# 568                                                      [CLOSED] Nooks buying at 568!



## btlboxer

Sadly I've got none to sell, post for DODO code :^)
Tips appreciated !

EDIT: water my flowers plox

EDIT 2: Closing for a bit, might reopen if there's anyone interested :^) Thanks to everyone who came!
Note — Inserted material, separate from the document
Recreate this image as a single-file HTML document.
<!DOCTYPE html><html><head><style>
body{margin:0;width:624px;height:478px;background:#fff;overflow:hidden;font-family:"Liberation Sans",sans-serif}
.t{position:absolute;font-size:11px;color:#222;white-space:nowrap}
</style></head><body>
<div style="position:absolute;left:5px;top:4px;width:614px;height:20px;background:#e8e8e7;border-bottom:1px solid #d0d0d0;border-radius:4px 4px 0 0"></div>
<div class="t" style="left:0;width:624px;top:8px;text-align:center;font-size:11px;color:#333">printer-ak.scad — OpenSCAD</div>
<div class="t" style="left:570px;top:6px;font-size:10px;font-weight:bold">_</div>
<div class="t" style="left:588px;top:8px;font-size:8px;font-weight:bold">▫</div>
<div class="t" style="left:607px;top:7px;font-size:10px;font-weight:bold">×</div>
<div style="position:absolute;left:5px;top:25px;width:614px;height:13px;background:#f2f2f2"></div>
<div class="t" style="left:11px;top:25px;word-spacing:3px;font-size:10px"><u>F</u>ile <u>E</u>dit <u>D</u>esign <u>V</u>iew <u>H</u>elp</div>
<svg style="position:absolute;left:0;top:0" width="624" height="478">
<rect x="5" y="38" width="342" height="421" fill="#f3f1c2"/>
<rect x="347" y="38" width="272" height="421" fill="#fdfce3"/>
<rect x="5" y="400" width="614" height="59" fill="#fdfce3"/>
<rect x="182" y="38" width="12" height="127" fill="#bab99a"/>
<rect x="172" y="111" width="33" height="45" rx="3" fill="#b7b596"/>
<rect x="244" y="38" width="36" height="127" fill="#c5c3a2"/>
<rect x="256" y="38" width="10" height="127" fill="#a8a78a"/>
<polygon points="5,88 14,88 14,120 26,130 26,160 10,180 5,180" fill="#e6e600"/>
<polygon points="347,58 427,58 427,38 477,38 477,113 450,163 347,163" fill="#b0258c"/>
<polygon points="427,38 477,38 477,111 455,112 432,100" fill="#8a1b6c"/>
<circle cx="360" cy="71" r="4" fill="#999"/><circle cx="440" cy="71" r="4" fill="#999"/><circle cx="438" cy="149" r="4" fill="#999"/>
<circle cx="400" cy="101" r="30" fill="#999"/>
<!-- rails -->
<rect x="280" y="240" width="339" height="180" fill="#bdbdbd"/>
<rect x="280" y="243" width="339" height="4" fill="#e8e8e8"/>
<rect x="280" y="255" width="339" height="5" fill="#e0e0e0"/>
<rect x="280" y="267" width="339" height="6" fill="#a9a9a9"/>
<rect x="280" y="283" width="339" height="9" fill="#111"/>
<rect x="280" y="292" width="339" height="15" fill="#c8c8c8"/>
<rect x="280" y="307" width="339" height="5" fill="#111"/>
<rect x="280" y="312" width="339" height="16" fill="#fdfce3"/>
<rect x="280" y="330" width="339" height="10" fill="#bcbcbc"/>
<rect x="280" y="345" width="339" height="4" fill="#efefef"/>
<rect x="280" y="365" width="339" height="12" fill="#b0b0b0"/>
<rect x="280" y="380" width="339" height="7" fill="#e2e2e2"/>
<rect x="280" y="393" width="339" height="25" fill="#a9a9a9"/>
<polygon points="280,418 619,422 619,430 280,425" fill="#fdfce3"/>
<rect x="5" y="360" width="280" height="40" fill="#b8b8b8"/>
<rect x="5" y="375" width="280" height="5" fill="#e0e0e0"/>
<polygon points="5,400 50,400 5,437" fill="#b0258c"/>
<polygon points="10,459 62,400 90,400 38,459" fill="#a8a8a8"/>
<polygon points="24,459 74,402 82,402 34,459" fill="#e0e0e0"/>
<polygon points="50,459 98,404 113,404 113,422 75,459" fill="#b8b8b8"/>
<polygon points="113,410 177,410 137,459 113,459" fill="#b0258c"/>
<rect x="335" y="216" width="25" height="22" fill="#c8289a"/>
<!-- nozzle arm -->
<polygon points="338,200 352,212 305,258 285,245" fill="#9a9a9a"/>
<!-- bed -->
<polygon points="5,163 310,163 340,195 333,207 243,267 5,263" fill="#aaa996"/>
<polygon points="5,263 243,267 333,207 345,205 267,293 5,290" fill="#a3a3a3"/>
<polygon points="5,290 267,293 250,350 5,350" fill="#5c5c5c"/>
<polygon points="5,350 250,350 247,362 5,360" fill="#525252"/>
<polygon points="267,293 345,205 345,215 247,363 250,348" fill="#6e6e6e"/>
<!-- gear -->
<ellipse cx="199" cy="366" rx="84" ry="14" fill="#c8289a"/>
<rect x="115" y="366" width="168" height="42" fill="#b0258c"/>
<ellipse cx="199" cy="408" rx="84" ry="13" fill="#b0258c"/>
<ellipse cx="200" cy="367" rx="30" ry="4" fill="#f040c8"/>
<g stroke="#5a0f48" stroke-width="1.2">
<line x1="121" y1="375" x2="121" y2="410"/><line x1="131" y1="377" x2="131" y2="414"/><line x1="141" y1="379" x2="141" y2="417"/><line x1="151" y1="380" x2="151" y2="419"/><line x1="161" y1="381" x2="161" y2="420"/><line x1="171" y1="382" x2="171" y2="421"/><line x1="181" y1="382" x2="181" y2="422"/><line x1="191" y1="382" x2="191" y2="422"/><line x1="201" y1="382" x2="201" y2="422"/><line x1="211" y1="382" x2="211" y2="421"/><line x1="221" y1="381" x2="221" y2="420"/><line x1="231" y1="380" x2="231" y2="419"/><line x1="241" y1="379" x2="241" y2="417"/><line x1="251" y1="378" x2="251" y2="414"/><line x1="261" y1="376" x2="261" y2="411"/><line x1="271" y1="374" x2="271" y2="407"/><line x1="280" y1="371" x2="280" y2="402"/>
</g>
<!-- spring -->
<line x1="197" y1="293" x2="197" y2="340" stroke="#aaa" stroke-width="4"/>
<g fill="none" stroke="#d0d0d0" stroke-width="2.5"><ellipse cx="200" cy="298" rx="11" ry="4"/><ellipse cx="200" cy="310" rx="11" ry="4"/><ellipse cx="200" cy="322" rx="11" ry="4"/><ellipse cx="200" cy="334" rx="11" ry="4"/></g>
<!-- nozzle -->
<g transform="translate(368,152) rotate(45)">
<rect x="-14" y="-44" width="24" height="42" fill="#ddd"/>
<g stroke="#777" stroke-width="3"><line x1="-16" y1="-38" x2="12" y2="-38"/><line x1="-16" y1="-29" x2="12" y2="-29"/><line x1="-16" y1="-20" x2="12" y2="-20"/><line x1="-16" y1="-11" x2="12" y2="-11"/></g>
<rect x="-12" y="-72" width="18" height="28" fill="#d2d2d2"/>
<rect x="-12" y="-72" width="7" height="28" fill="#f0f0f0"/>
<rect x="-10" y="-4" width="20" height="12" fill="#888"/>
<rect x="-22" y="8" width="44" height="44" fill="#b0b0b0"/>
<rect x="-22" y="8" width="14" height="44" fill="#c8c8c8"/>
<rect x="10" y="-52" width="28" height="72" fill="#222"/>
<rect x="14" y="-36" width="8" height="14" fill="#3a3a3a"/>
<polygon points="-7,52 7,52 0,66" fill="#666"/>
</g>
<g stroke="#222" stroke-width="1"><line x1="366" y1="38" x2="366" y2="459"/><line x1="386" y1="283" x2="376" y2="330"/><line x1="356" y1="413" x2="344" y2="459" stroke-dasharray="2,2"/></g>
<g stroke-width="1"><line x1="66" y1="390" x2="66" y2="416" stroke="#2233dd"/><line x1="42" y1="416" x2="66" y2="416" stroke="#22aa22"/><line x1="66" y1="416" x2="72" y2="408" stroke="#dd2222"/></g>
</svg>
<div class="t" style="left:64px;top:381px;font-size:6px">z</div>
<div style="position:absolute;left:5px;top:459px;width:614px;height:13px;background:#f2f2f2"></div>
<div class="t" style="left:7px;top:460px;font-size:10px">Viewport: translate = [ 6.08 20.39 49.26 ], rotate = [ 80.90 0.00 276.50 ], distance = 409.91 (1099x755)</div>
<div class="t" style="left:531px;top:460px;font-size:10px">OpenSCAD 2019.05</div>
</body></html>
EDIT 3: So sorry, they changed the prices!!!!!


----------



## Jlmiller173

Would love to come over


----------



## Alphapack

I would like to come sell please


----------



## Ed_PureLife

I have turnips to sell! May I come over?


----------



## Zakira

I would love to come sell!


----------



## codesprock

Would love to come over!


----------



## magnocloud

I would love to come over!!


----------



## codesprock

Waiting for 2nd trip


----------



## Debeers

Are you still open?

	Post automatically merged: Sep 23, 2020

Coming! Will tip and water your flowers


----------



## KatKarma

Hi Are you planning on re-opening?  I would love to sell!  Thanks!


----------



## xBlackRosex

Could i come over and sell my turnips, Please?


----------



## Firecub813

I would like to come over too, please ?


----------



## btlboxer

Reopening for 20 minutes guys


----------



## xBlackRosex

I'll be over in a second, Labelle is on my island. Also, i'll need to make 2 Trips as i buy 6,000 turnips every sunday.


----------



## KatKarma

Thanks!


----------



## Jexah808

Is this opened?


----------



## KatKarma

The price is now 57 Bells


----------



## btlboxer

Sorry guys, they changed the prices, I didn't notice. Thanks to everyone who came!


----------